[START INPUT MATERIAL]
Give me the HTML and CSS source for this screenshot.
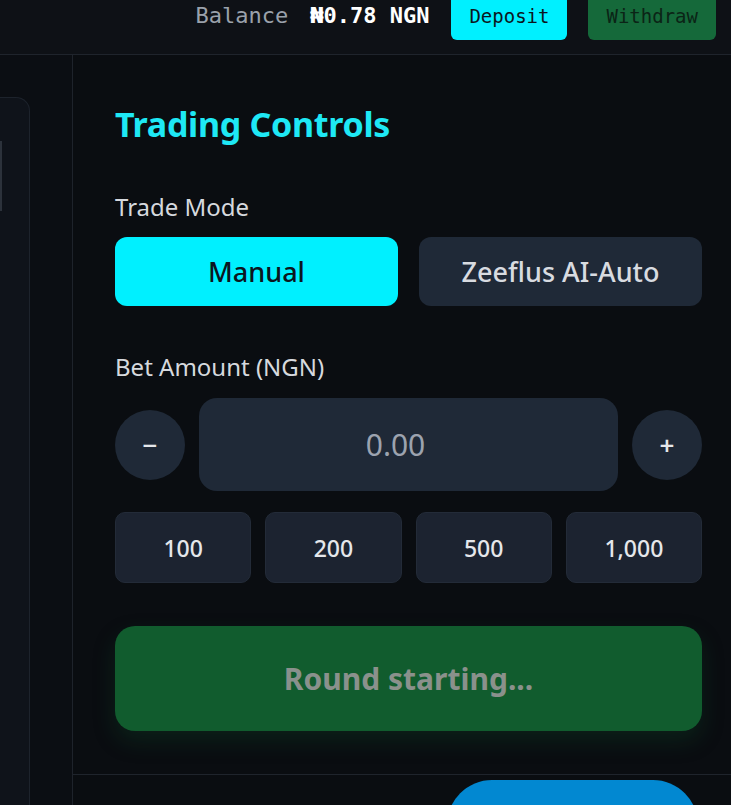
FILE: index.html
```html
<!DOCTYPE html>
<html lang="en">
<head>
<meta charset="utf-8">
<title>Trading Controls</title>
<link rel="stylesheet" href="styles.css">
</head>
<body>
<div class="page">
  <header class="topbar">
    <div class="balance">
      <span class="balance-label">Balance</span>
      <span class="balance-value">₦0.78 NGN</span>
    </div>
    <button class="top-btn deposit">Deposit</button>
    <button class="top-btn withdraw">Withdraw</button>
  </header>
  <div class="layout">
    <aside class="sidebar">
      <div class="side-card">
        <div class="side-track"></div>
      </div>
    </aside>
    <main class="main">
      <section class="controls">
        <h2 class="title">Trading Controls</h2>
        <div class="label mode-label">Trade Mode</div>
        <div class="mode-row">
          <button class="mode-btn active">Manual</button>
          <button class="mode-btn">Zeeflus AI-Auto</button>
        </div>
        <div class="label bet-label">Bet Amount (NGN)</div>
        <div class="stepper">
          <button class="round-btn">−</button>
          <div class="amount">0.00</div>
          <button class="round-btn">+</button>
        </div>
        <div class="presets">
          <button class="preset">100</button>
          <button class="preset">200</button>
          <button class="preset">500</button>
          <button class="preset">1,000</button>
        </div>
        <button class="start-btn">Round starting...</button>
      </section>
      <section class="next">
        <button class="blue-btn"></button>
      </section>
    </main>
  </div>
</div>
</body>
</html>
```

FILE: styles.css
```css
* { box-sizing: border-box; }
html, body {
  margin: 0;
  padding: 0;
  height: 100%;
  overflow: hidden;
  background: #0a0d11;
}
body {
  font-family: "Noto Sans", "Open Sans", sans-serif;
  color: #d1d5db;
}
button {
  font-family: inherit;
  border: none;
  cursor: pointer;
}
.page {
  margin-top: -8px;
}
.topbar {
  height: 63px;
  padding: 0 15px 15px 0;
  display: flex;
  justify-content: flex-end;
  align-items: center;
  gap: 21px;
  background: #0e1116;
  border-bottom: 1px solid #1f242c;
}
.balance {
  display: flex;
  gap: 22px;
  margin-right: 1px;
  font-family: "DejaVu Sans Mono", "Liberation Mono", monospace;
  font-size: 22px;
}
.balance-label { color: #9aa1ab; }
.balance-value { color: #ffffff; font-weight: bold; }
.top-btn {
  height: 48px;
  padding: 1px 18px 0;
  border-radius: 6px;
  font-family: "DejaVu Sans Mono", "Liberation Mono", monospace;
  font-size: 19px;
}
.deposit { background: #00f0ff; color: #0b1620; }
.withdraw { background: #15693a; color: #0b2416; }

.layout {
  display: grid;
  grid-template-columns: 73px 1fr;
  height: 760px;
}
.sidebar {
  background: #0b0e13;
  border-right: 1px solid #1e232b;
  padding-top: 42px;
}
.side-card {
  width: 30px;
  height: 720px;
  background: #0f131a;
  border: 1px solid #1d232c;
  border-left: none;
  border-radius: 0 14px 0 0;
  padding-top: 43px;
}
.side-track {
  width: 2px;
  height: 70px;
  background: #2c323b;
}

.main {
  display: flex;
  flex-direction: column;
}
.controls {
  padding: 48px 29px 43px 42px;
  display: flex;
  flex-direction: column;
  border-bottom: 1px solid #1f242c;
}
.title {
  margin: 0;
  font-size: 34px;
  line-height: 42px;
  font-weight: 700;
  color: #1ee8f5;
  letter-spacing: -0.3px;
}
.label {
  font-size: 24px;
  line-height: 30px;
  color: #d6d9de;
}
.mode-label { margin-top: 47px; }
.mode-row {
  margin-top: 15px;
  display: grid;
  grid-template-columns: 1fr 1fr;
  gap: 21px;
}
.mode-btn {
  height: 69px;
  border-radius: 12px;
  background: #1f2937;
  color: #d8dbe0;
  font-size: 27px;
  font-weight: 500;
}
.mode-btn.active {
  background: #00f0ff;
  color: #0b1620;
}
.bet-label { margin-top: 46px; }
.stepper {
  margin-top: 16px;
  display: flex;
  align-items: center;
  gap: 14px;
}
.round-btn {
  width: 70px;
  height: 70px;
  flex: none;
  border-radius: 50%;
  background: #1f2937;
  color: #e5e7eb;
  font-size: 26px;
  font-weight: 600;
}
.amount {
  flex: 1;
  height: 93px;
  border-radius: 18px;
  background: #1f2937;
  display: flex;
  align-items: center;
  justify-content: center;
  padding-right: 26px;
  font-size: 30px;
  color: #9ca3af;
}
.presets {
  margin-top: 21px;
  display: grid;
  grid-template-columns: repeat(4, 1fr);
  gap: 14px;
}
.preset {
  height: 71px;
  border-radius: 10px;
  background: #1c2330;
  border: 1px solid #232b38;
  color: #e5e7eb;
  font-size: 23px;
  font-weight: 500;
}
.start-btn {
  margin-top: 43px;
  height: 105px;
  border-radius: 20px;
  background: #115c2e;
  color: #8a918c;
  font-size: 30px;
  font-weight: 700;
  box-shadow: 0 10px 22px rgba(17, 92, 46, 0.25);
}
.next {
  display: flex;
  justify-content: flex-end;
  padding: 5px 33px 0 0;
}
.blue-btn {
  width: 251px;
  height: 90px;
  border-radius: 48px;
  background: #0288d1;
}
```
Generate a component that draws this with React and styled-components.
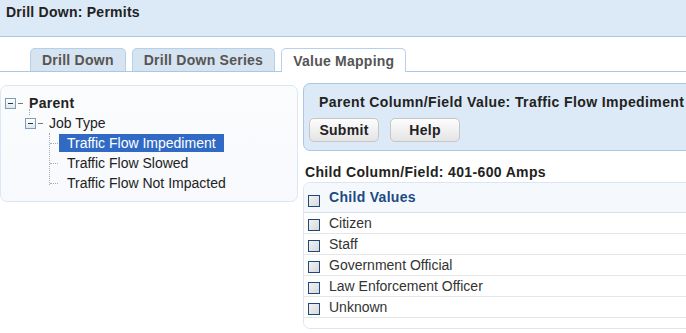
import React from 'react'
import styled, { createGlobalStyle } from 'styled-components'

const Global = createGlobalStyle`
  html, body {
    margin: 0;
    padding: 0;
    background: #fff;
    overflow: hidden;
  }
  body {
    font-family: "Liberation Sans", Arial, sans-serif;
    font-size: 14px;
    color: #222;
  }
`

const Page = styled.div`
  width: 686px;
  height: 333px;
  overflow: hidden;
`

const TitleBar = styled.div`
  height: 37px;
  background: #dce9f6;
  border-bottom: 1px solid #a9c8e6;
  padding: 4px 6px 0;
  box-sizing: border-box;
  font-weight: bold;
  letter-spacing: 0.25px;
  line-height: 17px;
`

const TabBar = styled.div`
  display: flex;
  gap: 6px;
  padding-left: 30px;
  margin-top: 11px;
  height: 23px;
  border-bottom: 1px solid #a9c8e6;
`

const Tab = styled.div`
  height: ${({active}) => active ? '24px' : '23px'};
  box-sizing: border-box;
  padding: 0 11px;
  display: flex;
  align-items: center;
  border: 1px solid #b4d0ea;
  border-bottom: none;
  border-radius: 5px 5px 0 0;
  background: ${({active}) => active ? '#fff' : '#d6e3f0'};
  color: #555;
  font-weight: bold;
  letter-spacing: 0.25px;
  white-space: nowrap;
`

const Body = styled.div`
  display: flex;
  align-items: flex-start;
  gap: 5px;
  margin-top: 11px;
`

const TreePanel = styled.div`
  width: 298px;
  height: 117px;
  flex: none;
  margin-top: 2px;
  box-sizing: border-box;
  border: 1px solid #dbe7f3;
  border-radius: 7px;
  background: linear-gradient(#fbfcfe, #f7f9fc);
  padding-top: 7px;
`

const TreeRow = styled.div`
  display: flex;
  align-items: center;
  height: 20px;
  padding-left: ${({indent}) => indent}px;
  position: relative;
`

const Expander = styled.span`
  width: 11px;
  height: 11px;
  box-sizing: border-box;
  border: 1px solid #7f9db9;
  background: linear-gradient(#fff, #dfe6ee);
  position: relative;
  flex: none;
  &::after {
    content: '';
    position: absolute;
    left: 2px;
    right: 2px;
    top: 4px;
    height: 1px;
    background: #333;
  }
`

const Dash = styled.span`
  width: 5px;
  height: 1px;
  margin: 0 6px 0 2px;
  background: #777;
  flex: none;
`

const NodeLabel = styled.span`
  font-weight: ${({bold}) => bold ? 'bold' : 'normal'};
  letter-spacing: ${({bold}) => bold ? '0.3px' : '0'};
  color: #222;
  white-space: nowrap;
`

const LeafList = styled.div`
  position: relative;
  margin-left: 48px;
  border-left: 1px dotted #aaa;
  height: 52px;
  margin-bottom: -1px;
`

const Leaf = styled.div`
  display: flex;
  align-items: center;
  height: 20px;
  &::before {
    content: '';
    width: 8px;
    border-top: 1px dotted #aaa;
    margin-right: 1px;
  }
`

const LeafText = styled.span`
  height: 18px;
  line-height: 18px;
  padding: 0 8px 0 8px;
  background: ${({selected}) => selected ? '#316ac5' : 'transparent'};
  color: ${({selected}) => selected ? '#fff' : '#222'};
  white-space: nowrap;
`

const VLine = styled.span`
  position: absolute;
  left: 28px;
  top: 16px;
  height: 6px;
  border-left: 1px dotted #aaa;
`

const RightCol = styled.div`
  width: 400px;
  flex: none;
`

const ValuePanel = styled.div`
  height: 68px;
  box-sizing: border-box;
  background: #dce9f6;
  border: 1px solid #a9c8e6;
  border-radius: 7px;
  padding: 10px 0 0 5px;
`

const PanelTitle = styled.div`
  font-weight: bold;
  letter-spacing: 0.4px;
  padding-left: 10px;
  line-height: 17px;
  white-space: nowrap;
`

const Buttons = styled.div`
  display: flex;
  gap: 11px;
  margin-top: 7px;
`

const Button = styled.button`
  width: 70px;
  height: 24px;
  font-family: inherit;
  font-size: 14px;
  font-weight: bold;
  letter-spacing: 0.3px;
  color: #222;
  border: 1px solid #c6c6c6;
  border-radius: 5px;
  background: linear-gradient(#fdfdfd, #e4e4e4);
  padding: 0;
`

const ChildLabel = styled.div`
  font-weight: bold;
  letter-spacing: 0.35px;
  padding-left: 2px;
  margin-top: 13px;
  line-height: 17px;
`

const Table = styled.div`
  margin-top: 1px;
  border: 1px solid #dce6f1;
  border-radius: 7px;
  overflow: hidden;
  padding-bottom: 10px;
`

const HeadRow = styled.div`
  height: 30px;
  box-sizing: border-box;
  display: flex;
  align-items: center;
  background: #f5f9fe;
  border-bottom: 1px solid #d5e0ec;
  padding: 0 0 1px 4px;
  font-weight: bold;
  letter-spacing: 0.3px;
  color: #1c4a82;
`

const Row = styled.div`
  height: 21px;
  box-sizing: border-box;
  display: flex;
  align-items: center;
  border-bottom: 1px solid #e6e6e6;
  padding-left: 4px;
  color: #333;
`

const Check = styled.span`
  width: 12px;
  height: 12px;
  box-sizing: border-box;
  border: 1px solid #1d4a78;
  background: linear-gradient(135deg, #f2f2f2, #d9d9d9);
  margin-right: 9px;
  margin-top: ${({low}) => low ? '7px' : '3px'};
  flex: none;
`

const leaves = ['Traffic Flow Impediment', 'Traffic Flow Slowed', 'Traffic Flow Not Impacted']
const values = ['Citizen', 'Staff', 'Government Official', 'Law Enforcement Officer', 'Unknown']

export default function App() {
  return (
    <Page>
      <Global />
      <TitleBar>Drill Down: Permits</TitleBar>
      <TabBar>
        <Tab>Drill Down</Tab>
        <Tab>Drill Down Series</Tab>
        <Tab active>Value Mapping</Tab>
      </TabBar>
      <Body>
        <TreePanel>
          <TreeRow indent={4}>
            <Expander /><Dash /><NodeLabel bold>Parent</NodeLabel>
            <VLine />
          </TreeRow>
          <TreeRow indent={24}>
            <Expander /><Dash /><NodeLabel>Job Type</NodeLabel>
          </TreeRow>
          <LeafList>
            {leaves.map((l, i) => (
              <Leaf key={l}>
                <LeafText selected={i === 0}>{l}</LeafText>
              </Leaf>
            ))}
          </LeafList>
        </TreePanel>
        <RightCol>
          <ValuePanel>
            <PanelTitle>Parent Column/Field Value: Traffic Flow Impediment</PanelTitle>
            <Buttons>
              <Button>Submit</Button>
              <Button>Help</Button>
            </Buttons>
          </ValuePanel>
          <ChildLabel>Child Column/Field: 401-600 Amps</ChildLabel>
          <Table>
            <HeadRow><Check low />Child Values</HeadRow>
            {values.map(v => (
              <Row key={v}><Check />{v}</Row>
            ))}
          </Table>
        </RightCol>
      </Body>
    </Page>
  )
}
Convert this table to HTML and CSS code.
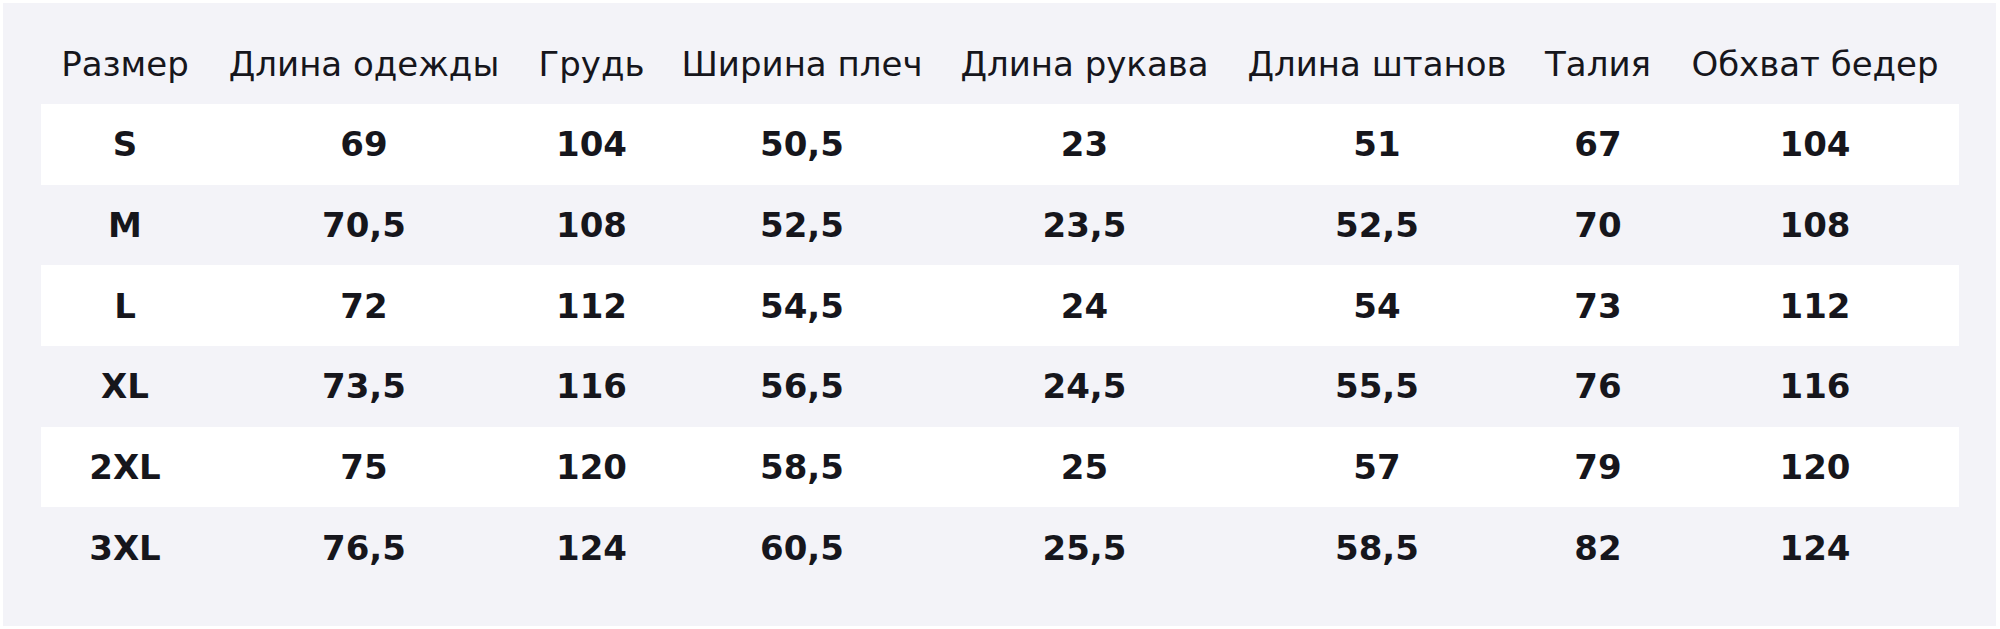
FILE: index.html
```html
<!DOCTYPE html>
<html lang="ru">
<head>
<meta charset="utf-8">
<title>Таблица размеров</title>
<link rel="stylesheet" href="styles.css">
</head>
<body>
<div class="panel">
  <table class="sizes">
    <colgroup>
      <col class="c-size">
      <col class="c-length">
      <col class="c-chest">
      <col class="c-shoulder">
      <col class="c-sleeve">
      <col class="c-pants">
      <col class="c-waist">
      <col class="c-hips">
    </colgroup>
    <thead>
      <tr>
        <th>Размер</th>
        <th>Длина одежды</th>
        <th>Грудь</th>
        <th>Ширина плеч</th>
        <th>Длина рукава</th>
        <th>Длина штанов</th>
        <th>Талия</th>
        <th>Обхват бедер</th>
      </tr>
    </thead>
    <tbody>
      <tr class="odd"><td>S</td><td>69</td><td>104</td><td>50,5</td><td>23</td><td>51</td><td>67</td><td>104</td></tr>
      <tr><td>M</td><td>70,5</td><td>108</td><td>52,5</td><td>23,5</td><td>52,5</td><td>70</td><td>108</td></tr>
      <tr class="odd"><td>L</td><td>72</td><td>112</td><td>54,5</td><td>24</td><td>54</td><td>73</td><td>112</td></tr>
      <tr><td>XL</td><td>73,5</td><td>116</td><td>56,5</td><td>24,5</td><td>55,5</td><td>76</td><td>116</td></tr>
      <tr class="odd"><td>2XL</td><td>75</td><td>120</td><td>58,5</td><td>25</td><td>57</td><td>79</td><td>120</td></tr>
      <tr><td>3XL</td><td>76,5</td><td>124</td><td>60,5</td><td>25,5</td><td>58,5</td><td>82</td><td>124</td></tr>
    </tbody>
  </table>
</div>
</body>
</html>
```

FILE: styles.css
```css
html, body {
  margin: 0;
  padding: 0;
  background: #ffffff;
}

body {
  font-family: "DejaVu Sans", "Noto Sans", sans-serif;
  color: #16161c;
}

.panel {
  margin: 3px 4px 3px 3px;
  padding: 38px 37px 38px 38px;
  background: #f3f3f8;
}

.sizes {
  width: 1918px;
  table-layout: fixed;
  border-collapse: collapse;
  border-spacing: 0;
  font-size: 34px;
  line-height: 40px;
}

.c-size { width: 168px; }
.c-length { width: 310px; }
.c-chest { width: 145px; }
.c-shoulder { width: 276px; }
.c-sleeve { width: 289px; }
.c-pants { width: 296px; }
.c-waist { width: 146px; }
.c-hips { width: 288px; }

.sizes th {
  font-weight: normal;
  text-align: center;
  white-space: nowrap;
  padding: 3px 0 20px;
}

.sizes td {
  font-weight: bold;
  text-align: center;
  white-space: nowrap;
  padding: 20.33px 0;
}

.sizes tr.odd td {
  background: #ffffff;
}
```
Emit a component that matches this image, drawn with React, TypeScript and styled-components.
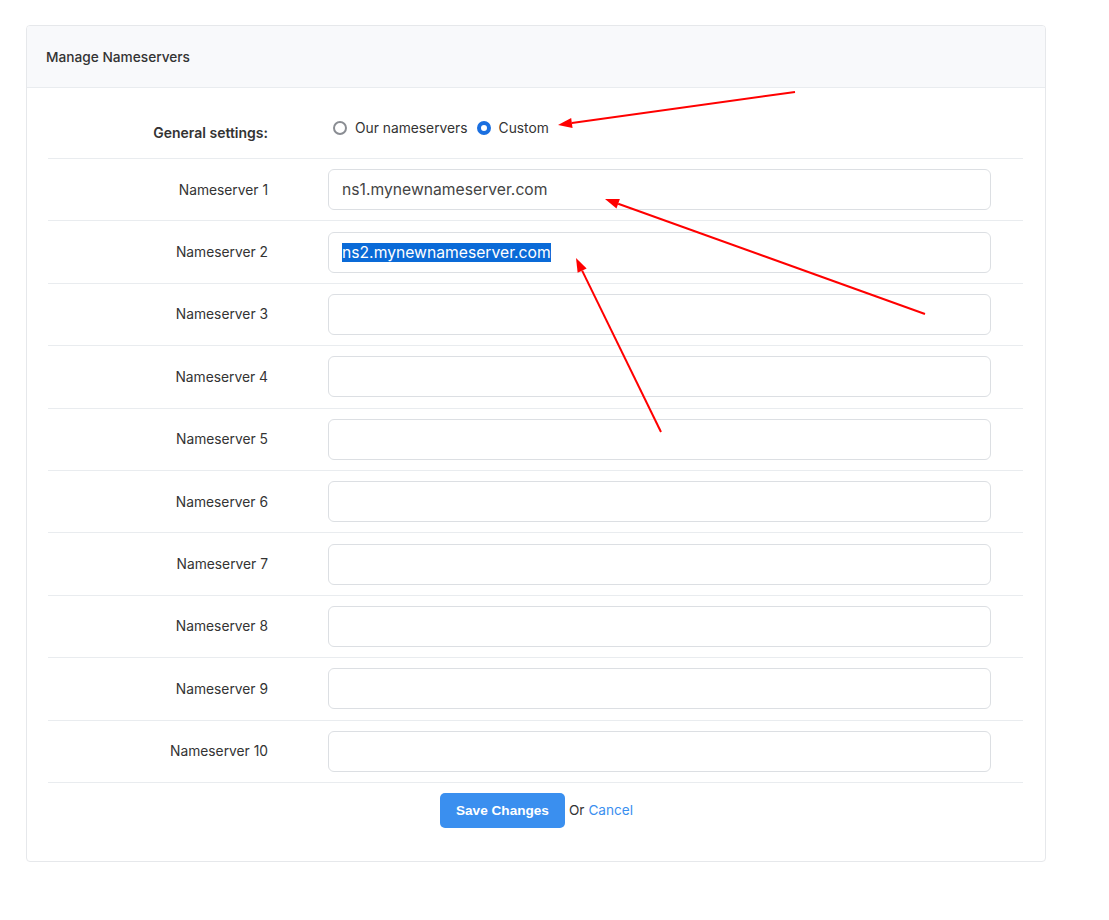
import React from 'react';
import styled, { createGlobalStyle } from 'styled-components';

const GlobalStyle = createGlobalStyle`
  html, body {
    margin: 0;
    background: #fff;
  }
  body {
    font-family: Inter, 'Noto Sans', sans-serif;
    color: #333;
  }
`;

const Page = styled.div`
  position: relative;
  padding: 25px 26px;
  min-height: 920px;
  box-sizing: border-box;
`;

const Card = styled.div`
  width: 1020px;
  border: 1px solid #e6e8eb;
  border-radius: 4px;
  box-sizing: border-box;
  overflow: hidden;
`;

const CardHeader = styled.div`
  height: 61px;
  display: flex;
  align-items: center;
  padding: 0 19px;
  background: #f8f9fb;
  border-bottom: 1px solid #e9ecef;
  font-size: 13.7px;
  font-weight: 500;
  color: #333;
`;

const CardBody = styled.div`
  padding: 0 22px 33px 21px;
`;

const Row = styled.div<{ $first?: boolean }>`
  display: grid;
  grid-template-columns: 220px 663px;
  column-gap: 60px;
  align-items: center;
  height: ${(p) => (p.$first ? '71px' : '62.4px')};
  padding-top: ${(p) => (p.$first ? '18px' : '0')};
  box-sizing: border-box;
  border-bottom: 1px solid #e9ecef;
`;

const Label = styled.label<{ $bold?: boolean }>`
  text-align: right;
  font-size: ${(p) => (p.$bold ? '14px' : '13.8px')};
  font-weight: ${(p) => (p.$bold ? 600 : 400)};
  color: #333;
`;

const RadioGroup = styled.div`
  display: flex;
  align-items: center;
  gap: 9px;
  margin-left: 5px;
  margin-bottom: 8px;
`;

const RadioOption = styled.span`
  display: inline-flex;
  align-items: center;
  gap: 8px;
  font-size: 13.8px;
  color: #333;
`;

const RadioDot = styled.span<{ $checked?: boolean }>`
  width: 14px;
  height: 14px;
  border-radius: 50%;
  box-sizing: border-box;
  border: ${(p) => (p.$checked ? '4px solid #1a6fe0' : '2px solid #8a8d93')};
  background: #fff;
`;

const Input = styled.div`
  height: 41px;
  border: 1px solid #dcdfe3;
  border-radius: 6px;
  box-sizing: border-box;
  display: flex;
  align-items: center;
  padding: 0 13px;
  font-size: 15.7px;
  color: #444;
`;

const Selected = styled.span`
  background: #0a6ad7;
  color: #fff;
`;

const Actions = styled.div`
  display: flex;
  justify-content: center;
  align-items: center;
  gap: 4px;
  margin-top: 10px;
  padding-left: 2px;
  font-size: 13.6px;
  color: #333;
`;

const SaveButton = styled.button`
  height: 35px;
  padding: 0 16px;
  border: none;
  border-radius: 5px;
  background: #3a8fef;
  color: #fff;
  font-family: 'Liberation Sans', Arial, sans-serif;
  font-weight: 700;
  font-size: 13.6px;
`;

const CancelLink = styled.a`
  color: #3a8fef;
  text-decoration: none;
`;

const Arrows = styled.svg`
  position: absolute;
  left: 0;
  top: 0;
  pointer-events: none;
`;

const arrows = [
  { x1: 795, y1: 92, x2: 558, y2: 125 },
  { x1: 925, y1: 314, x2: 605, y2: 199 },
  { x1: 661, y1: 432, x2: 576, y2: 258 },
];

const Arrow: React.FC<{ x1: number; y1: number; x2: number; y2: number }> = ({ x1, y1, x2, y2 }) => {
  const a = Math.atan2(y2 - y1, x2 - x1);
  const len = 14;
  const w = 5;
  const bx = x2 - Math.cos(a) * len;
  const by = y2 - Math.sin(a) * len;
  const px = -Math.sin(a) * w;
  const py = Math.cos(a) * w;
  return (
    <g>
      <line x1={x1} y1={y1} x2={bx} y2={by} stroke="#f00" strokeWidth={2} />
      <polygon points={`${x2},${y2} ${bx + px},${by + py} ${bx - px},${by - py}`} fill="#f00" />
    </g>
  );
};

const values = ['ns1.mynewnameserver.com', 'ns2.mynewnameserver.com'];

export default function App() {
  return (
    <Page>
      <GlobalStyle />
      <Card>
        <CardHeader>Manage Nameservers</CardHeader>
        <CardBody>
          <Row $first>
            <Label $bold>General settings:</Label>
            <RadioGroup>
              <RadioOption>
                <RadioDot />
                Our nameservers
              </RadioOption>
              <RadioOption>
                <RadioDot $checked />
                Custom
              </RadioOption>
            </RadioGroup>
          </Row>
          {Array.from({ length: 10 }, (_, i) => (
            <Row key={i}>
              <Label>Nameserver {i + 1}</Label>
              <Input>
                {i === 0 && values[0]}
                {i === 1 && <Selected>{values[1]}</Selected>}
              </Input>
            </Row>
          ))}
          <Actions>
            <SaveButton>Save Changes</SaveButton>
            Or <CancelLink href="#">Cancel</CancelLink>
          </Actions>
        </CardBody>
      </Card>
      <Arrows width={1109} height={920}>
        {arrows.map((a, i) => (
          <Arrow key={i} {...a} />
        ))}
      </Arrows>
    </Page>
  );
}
[END INPUT MATERIAL]
▶ [DESCRIPTION OF THE TASK]: Of all the lines above, how many contain "components"? Give the number and nothing more.

▶ [EXERCISE RESPONSE]: 4